— START OF Available records —
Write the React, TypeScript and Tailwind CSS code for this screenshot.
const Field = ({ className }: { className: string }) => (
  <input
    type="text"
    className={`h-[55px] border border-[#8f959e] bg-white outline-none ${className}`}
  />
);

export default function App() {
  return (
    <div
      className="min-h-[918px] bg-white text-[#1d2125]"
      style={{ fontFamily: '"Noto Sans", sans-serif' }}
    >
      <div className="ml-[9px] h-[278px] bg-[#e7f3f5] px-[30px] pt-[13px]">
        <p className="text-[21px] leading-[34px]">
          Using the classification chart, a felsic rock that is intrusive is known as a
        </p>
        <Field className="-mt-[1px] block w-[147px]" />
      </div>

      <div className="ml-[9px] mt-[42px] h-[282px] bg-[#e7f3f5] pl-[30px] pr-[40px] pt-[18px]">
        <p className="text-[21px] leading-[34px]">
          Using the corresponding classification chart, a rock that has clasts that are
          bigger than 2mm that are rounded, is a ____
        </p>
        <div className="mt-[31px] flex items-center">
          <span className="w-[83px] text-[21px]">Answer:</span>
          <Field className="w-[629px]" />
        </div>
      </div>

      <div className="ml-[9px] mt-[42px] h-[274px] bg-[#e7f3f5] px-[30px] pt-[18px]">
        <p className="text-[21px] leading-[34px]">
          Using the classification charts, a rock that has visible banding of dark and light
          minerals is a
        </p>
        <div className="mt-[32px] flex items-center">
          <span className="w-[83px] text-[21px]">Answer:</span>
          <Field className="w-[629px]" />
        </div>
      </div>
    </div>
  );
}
— END OF Available records —
— START OF Available records —
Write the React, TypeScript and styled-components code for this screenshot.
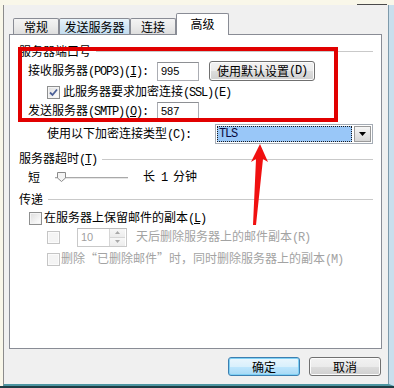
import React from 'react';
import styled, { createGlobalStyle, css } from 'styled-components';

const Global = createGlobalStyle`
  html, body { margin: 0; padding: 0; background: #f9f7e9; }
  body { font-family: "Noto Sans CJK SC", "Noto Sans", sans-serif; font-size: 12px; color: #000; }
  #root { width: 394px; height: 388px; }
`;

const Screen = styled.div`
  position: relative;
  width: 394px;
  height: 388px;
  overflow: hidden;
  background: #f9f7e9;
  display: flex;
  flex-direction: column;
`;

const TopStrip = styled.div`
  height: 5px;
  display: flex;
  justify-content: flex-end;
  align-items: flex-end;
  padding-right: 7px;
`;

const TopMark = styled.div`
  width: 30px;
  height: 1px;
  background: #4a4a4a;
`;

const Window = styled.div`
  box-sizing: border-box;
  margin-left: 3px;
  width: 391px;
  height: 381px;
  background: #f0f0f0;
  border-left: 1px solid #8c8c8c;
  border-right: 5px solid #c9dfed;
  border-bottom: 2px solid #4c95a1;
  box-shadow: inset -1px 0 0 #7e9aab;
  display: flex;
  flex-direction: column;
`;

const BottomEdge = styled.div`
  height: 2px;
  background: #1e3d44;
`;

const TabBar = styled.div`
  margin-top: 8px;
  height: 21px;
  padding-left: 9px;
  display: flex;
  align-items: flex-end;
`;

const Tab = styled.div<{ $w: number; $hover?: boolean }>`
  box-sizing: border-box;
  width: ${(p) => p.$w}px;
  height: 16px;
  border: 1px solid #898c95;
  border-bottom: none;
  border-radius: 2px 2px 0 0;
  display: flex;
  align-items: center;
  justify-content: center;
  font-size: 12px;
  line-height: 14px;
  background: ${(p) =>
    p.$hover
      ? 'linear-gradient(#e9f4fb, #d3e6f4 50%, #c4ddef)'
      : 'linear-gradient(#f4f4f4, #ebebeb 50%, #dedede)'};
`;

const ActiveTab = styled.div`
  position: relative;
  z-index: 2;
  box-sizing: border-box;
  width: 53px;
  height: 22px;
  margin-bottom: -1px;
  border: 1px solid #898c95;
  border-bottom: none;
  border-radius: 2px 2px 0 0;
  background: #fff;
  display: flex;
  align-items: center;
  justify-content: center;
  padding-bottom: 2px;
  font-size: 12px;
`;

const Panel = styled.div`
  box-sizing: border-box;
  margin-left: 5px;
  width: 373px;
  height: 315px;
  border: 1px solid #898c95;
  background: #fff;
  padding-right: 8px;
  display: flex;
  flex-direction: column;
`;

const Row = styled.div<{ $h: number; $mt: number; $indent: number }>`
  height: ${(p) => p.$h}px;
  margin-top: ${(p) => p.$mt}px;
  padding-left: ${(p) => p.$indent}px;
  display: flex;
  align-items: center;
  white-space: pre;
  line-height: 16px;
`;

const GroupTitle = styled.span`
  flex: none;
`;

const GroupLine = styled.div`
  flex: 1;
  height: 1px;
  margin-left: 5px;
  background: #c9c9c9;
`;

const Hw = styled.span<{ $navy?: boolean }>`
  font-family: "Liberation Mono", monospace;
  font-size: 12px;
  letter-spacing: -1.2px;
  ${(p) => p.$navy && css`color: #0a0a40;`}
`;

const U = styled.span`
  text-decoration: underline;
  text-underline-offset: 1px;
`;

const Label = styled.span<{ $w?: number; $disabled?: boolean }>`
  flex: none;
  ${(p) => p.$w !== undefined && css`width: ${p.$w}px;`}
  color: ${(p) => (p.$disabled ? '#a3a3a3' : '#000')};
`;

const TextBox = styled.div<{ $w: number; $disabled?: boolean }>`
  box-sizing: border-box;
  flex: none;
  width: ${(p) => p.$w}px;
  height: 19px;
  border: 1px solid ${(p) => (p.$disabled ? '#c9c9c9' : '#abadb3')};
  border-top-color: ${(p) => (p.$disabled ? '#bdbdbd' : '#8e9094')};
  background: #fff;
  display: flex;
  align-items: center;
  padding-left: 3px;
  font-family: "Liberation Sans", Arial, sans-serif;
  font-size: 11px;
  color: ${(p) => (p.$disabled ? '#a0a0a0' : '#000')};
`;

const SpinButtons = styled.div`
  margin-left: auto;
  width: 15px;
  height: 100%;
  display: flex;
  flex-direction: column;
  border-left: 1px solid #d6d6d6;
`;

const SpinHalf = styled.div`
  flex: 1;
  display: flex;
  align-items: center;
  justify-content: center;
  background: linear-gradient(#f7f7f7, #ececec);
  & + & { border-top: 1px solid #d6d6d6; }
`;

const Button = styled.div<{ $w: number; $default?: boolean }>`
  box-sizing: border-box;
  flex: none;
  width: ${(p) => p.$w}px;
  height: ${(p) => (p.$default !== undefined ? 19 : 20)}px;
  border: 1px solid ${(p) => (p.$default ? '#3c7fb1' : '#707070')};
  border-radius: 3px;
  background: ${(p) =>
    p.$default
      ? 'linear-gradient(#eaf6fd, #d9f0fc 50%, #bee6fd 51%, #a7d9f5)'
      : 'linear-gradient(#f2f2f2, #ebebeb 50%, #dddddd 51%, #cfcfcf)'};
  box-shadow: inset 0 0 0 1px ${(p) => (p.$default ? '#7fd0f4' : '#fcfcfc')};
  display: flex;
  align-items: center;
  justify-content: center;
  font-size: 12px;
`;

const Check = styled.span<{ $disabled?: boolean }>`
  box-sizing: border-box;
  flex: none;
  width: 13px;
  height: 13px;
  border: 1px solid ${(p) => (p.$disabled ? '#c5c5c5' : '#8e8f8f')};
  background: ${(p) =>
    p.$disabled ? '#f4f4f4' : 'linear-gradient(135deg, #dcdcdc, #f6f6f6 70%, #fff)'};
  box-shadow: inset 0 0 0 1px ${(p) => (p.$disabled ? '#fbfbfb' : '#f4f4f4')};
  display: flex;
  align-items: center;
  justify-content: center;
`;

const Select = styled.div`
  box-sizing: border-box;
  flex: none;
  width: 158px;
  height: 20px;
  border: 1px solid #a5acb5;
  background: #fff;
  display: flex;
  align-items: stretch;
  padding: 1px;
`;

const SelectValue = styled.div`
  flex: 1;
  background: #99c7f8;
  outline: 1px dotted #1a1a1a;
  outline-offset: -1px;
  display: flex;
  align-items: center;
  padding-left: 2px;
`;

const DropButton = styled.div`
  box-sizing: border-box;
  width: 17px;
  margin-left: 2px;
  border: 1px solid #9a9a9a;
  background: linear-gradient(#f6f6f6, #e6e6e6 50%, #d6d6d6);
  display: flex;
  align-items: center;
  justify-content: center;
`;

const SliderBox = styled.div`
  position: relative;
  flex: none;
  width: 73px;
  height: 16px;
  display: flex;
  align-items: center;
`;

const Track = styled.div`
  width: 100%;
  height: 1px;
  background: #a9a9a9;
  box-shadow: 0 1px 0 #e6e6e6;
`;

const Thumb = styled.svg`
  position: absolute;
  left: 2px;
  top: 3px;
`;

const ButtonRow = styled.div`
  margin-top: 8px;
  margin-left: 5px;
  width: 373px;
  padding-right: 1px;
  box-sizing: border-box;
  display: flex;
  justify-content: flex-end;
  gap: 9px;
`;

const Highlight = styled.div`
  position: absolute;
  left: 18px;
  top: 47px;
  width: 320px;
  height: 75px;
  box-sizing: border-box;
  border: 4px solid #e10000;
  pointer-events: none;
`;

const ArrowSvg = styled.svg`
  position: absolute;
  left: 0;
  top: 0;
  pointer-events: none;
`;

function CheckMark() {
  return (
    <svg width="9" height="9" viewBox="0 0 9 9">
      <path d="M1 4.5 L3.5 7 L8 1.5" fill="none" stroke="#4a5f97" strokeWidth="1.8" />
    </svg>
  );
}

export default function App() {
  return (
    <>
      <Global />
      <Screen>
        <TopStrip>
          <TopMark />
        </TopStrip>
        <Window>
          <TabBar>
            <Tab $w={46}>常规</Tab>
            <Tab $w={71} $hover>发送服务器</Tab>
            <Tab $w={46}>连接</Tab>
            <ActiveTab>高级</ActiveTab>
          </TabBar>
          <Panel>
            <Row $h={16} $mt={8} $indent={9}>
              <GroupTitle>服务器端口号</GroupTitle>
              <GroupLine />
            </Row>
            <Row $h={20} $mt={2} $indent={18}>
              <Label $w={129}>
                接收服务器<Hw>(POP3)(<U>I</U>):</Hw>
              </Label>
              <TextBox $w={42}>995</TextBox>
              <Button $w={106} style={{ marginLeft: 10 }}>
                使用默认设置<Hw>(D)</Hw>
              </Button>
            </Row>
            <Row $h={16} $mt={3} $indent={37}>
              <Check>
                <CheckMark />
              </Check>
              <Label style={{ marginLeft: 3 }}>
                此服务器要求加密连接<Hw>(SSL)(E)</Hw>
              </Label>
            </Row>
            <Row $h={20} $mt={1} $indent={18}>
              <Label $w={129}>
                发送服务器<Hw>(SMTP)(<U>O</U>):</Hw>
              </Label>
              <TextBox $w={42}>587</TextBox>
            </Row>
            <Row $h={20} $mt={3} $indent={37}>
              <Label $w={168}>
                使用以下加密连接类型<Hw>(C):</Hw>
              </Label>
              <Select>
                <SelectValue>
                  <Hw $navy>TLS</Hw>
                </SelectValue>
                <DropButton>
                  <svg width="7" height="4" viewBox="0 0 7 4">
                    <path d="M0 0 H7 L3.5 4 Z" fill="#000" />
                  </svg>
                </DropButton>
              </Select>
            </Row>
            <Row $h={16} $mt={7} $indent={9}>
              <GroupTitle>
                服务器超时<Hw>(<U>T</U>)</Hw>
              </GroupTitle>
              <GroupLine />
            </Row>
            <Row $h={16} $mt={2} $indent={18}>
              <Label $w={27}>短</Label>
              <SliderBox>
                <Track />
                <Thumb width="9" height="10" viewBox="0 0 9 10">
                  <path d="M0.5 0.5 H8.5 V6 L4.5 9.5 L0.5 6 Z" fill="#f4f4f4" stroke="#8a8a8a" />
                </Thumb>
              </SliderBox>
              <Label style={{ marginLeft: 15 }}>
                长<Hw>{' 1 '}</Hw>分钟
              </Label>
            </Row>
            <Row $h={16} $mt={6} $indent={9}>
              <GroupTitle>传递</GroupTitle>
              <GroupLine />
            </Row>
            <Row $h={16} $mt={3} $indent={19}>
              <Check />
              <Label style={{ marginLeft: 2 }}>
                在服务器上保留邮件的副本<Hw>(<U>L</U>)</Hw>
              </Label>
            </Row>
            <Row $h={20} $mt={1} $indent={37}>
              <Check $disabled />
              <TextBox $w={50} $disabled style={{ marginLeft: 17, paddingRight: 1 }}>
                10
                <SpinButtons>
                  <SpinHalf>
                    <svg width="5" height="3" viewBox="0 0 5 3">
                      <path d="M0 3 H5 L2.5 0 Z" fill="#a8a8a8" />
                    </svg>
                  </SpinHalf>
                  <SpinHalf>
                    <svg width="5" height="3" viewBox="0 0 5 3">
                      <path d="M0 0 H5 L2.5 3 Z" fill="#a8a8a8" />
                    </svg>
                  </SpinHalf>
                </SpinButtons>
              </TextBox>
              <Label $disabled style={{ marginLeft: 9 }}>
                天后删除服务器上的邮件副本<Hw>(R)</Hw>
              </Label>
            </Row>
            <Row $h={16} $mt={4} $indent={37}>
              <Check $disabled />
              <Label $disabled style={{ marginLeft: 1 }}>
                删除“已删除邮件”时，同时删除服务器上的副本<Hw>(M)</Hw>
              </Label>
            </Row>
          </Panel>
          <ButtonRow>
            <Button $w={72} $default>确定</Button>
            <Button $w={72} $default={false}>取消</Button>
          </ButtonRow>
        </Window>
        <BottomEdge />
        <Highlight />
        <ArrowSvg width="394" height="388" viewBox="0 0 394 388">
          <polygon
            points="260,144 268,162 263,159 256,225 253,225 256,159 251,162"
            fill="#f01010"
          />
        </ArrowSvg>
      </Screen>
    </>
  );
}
— END OF Available records —
Task to complete. Pull out every line of the records above that contains the word "React".

Final result.
Write the React, TypeScript and Tailwind CSS code for this screenshot.
Write the React, TypeScript and styled-components code for this screenshot.
import React from 'react';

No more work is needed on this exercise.